Making sure a referred customer finds you online
A referred customer who searches for the business name is trying to answer a short list of practical questions before they'll pick up the phone or fill out a form: Is this business bonded and insured? Do they offer recurring cleaning plans or only one-time deep cleans? Do they bring their own supplies and equipment, or does the customer need to provide them? Is the service area right for where the customer lives?
If those answers aren't visible on the website or Google Business Profile, the referred customer either has to dig for them or moves on to a competitor whose site answers everything up front.

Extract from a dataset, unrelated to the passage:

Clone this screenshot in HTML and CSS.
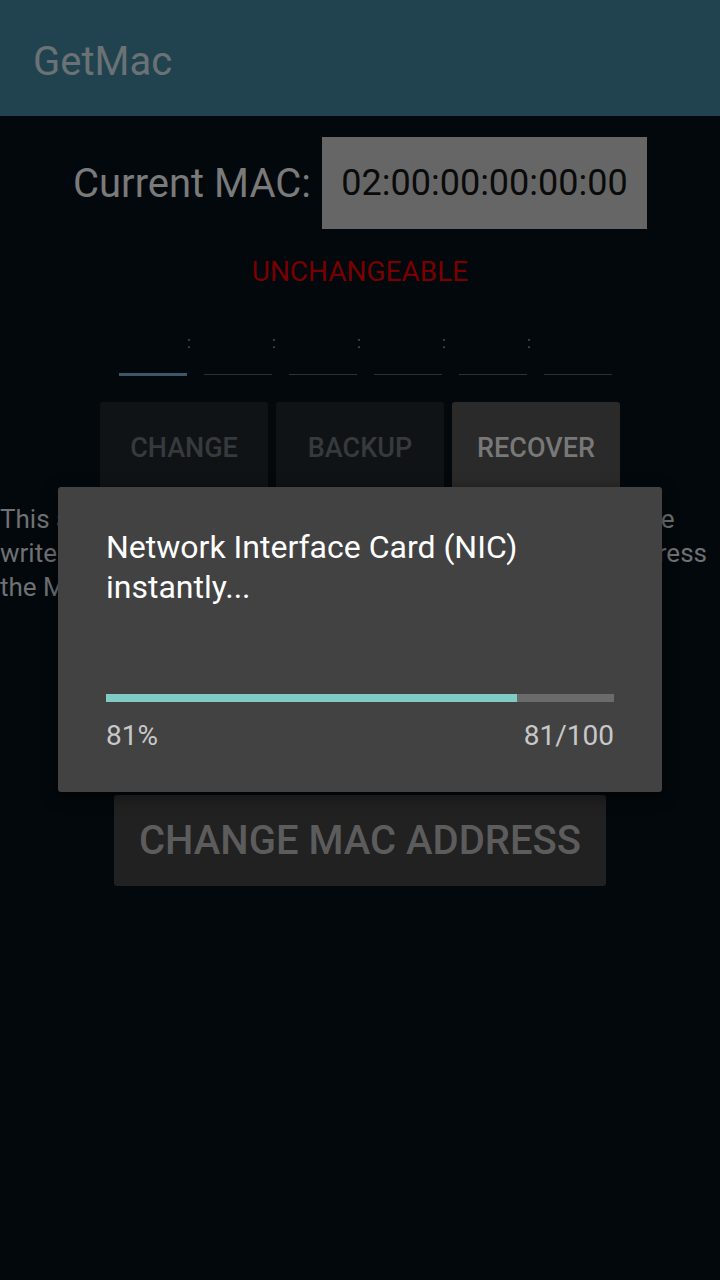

Cleaning business owners should confirm the following are clearly stated in at least one easy-to-find place, ideally both the website and the Google Business Profile:
- Bonding and insurance status, stated plainly rather than implied
- Pricing structure for recurring service versus one-time or move-out cleans
- Whether cleaning supplies and equipment are included or the customer needs to provide them
- Specific neighborhoods, zip codes, or service radius covered
- Any specialty services (deep cleaning, move-in/move-out, post-construction, commercial janitorial) listed separately from standard house cleaning
When an AI tool summarizes a business for someone who just asked "is your business name legit" or "does your business name do recurring cleanings," it pulls from exactly this kind of on-site and profile content. A business that answers these questions clearly gives the AI tool something accurate to repeat. A business that doesn't leaves the AI tool guessing from reviews alone, which produces vaguer or less flattering summaries.

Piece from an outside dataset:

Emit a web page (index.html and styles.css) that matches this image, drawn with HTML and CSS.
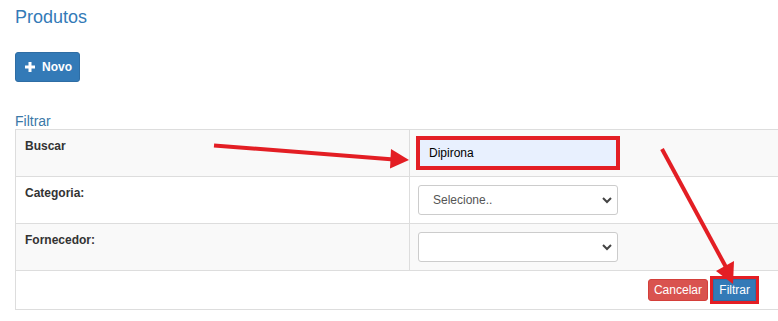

Combining referrals with AI visibility
Referrals and AI visibility work best as a pair rather than a substitute for one another. Referrals bring in a warm lead who already trusts the business; AI visibility — accurate Google Business Profile categories, consistent NAP data, and clear on-site answers to the questions a new customer actually has — makes sure that trust survives the few minutes between hearing the name and deciding to call. Neither one replaces the other; a strong reputation with weak online presence and a strong online presence with no reputation both lose referred customers at the same step.
Cleaning business owners can treat this as routine upkeep rather than a one-time project: check the Google Business Profile category every few months, search the business name the way a new customer would, and read what comes back. If the categories are wrong, the address doesn't match across directories, or the site doesn't answer the bonding-and-insurance question, that's the gap a referred customer is falling into.
What staying invisible costs while competitors don't wait
Every week a cleaning business's online presence stays inconsistent or incomplete, referred customers who searched the name and found confusion or silence are choosing a competitor instead, one whose profile answered the pricing and insurance questions clearly and whose listings matched across every directory. That competitor isn't necessarily better at cleaning. They were just easier to verify at the exact moment a referral turned into a search. The businesses that treat their online presence as part of the referral process, not separate from it, are the ones still getting the call after the recommendation is made.